@qualia Unless your dose rate is extraordinarily high I would expect the live stream would be super boring.
But let it run for a year or two with good logging and I'd absolutely read a blog or paper summarizing the results
@azonenberg i'm halfway expecting to see failures almost immediately with it in as direct contact as i can muster to validate the whole idea, at which point i'll back it off, run a lap or two to make sure that excursion hasn't unduly damaged the dimms, and then pick some fixed distances of measured intensity and start walking it in forward
if it does turn out to be extremely boring, i'll definitely see about arranging a longer-term test strategy, since i have wondered about this for a long while
@qualia Well the other question is what you're irradiating (ram vs CPU vs chipset etc).

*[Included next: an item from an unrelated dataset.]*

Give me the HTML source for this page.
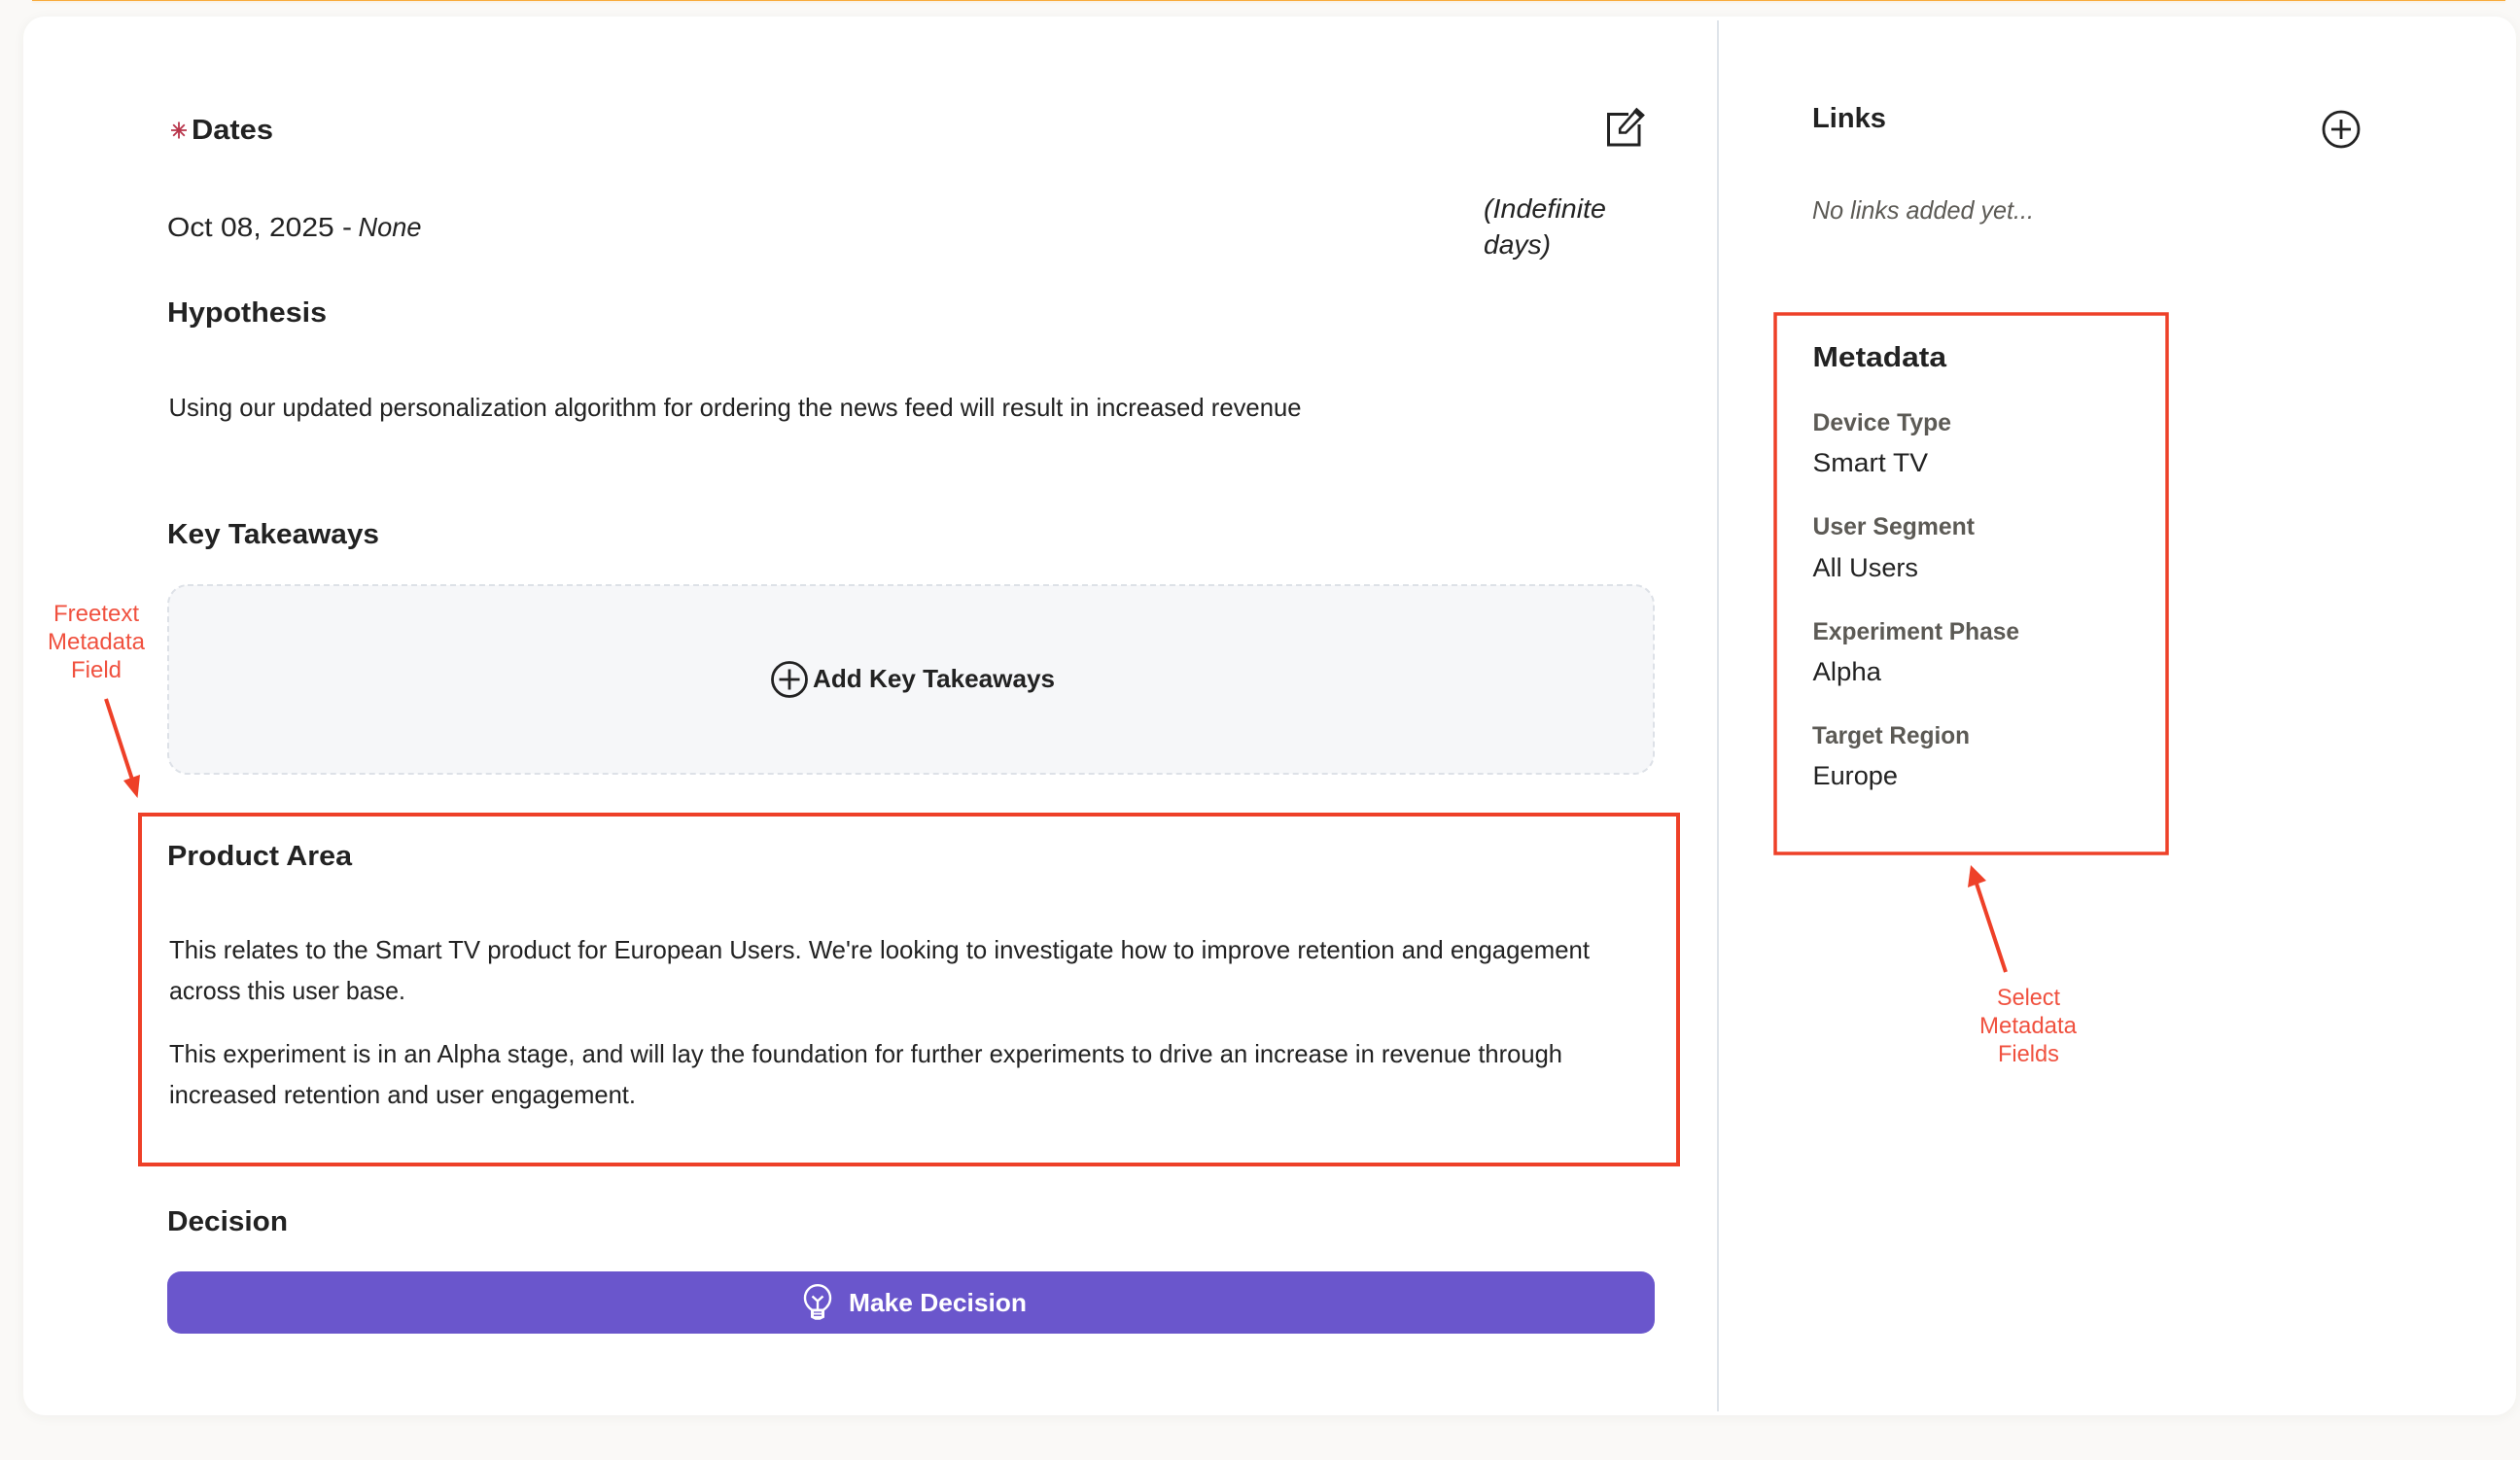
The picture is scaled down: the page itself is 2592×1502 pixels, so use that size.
<!DOCTYPE html>
<html lang="en">
<head>
<meta charset="utf-8">
<title>Experiment details</title>
<style>
html,body{margin:0;padding:0;width:2592px;height:1502px;overflow:hidden;background:#faf9f7}
#bar{position:absolute;left:33px;top:0;width:2544px;height:1px;background:#f8ab3c;box-shadow:0 1px 2px rgba(248,171,60,.25)}
#card{position:absolute;left:24px;top:17px;width:2564px;height:1439px;background:#fff;border-radius:22px;box-shadow:0 2px 12px rgba(60,50,40,.05)}
svg{position:absolute;left:0;top:0;display:block}
text{font-family:"Liberation Sans",sans-serif;fill:#222}
.h{font-size:29px;font-weight:700}
.b{font-size:26px}
.d{font-size:28px}
.l{font-size:25px;font-weight:700;fill:#5c5a55}
.v{font-size:27px}
.r{font-size:24px;fill:#f0513f}
</style>
</head>
<body>
<div id="bar"></div>
<div id="card"></div>
<svg width="2592" height="1502" viewBox="0 0 2592 1502" xmlns="http://www.w3.org/2000/svg">
  <!-- divider -->
  <rect x="1766" y="21" width="2" height="1431" fill="#dfe4ea"/>

  <!-- Dates -->
  <g stroke="#b8344a" stroke-width="1.8" fill="none">
    <path d="M184 125.5V142.5M176 134H192M178.2 128.2L189.8 139.8M189.8 128.2L178.2 139.8"/>
  </g>
  <text class="h" x="197" y="143" textLength="84" lengthAdjust="spacingAndGlyphs">Dates</text>
  <text class="d" x="172" y="243" textLength="190" lengthAdjust="spacingAndGlyphs">Oct 08, 2025 -</text>
  <text class="d" x="368.5" y="243" textLength="65" lengthAdjust="spacingAndGlyphs" font-style="italic">None</text>
  <text class="d" x="1526" y="224" textLength="126" lengthAdjust="spacingAndGlyphs" font-style="italic">(Indefinite</text>
  <text class="d" x="1526" y="261" textLength="69" lengthAdjust="spacingAndGlyphs" font-style="italic">days)</text>

  <!-- edit icon -->
  <path d="M1675 117.5H1654.5V149H1686V128" fill="none" stroke="#222" stroke-width="3"/>
  <path d="M1666.2 132.5L1683.5 112.7L1690 118.6L1672.3 136.5H1666.2Z" fill="#fff" stroke="#222" stroke-width="2.6" stroke-linejoin="miter"/>
  <path d="M1683.3 110.7L1691.3 118L1687.6 122L1679.8 114.6Z" fill="#222"/>

  <!-- Hypothesis -->
  <text class="h" x="172" y="331" textLength="164" lengthAdjust="spacingAndGlyphs">Hypothesis</text>
  <text class="b" x="173.5" y="428" textLength="1165" lengthAdjust="spacingAndGlyphs">Using our updated personalization algorithm for ordering the news feed will result in increased revenue</text>

  <!-- Key Takeaways -->
  <text class="h" x="172" y="559" textLength="218" lengthAdjust="spacingAndGlyphs">Key Takeaways</text>
  <rect x="173" y="602" width="1528" height="194" rx="20" ry="20" fill="#f6f7f9" stroke="#dde1e7" stroke-width="2" stroke-dasharray="6 4"/>
  <circle cx="812" cy="699" r="17.5" fill="none" stroke="#222" stroke-width="2.8"/>
  <path d="M812 688.5V709.5M801.5 699H822.5" stroke="#222" stroke-width="2.8" fill="none"/>
  <text class="b" x="836" y="707" textLength="249" lengthAdjust="spacingAndGlyphs" font-weight="700">Add Key Takeaways</text>

  <!-- Freetext annotation -->
  <text class="r" x="55" y="639" textLength="88" lengthAdjust="spacingAndGlyphs">Freetext</text>
  <text class="r" x="49" y="668" textLength="100" lengthAdjust="spacingAndGlyphs">Metadata</text>
  <text class="r" x="73" y="697" textLength="52" lengthAdjust="spacingAndGlyphs">Field</text>
  <path d="M109 719L136 802" stroke="#ee4028" stroke-width="4" fill="none"/>
  <path d="M141.5 821L127 803L144 797Z" fill="#ee4028"/>

  <!-- Product Area box -->
  <rect x="144" y="838" width="1582" height="360" fill="none" stroke="#ee4028" stroke-width="4"/>
  <text class="h" x="172" y="890" textLength="190" lengthAdjust="spacingAndGlyphs">Product Area</text>
  <text class="b" x="174" y="986" textLength="1461" lengthAdjust="spacingAndGlyphs">This relates to the Smart TV product for European Users. We're looking to investigate how to improve retention and engagement</text>
  <text class="b" x="174" y="1028" textLength="243" lengthAdjust="spacingAndGlyphs">across this user base.</text>
  <text class="b" x="174" y="1093" textLength="1433" lengthAdjust="spacingAndGlyphs">This experiment is in an Alpha stage, and will lay the foundation for further experiments to drive an increase in revenue through</text>
  <text class="b" x="174" y="1135" textLength="480" lengthAdjust="spacingAndGlyphs">increased retention and user engagement.</text>

  <!-- Decision -->
  <text class="h" x="172" y="1266" textLength="124" lengthAdjust="spacingAndGlyphs">Decision</text>
  <rect x="172" y="1308" width="1530" height="64" rx="14" ry="14" fill="#6a56cc"/>
  <g fill="none" stroke="#fff" stroke-width="2.4">
    <path d="M835 1347.5C831 1345 828 1340.5 828 1335.2C828 1328 833.8 1322.2 841 1322.2C848.2 1322.2 854 1328 854 1335.2C854 1340.5 851 1345 847 1347.5"/>
    <path d="M835.5 1333.5L841 1338.5L846.5 1333.5M841 1338.5V1347"/>
  </g>
  <path d="M834 1346.5H848V1355.5L843.5 1357.8H838.5L834 1355.5Z" fill="#fff"/>
  <path d="M837 1350H845M837 1353.2H845" stroke="#6a56cc" stroke-width="1.3" fill="none"/>
  <text class="b" x="873" y="1349" textLength="183" lengthAdjust="spacingAndGlyphs" font-weight="700" style="fill:#fff">Make Decision</text>

  <!-- Links -->
  <text class="h" x="1864" y="131" textLength="76" lengthAdjust="spacingAndGlyphs">Links</text>
  <circle cx="2408" cy="133" r="18" fill="none" stroke="#222" stroke-width="2.8"/>
  <path d="M2408 123V143M2398 133H2418" stroke="#222" stroke-width="2.8" fill="none"/>
  <text x="1864" y="225" font-size="26" font-style="italic" textLength="228" lengthAdjust="spacingAndGlyphs" style="fill:#5c5a55">No links added yet...</text>

  <!-- Metadata box -->
  <rect x="1826" y="323" width="403" height="555" fill="none" stroke="#ee4028" stroke-width="3.5"/>
  <text class="h" x="1864.5" y="377" textLength="137.5" lengthAdjust="spacingAndGlyphs">Metadata</text>
  <text class="l" x="1864.5" y="443" textLength="142.5" lengthAdjust="spacingAndGlyphs">Device Type</text>
  <text class="v" x="1864.5" y="485" textLength="118.5" lengthAdjust="spacingAndGlyphs">Smart TV</text>
  <text class="l" x="1864.5" y="550" textLength="166.5" lengthAdjust="spacingAndGlyphs">User Segment</text>
  <text class="v" x="1864.5" y="593" textLength="108.5" lengthAdjust="spacingAndGlyphs">All Users</text>
  <text class="l" x="1864.5" y="658" textLength="212.5" lengthAdjust="spacingAndGlyphs">Experiment Phase</text>
  <text class="v" x="1864.5" y="700" textLength="70.5" lengthAdjust="spacingAndGlyphs">Alpha</text>
  <text class="l" x="1864" y="765" textLength="162" lengthAdjust="spacingAndGlyphs">Target Region</text>
  <text class="v" x="1864.5" y="807" textLength="87.5" lengthAdjust="spacingAndGlyphs">Europe</text>

  <!-- Select annotation -->
  <path d="M2063 1000L2033 909" stroke="#ee4028" stroke-width="4" fill="none"/>
  <path d="M2027 890L2024 913L2043 906Z" fill="#ee4028"/>
  <text class="r" x="2054" y="1034" textLength="65" lengthAdjust="spacingAndGlyphs">Select</text>
  <text class="r" x="2036" y="1063" textLength="100" lengthAdjust="spacingAndGlyphs">Metadata</text>
  <text class="r" x="2055" y="1092" textLength="63" lengthAdjust="spacingAndGlyphs">Fields</text>
</svg>
</body>
</html>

You're gonna see different natures of failures hitting caches, logic, main RAM, etc
@azonenberg true! i was specifically thinking ram, since it is, afaik, the most prominent/physically large domain where hardware error detection (if not correction) in consumer hardware is not ubiquitous. except storage, maybe? correct me if i'm wrong
this idea is acutely engendered by the firefox error report bit flip thread, if you've seen that floating around
@brouhaha @azonenberg makes sense. i had suspected as much -- i know SSDs have a whole extra region of spare blocks for wear management, but I got to thinking about the phenomena of silent data corruption and second-guessed myself
but on reflection, with how aggressively disk I/O gets cached in the free RAM of non-ECC consumer hardware.. that must be the substantial source of most of it
this might make for another interesting test, if I can wind up the single-event-upset events to a practically noticeable level -- get a small ZFS mirror going and redline it with checksummed/deterministic garbage writes & reads; see if/how often it manages to catch-and-correct itself in spite of the RAM's unreliability
@qualia @azonenberg
If the error hits non-ECC RAM written by the application before a write, and before ZFS computes the hash, then of course ZFS won't detect any error.
Similarly, if data read from the drive into non-ECC RAM gets an error after ZFS has validated the hash, then no error is detected.
I'm amazed the commodity mass-market computers have successfully* ignored this issue for so long, as DRAM error rates have constantly increased.
*for some value of "successfully"
@brouhaha @qualia Yeah I was talking to @dlharmon a while back and he had some ideas for a RS-FEC that would give you something like 520 or 530? bits of payload per 576 bit (8 word burst * 72 bit bus) DRAM bus.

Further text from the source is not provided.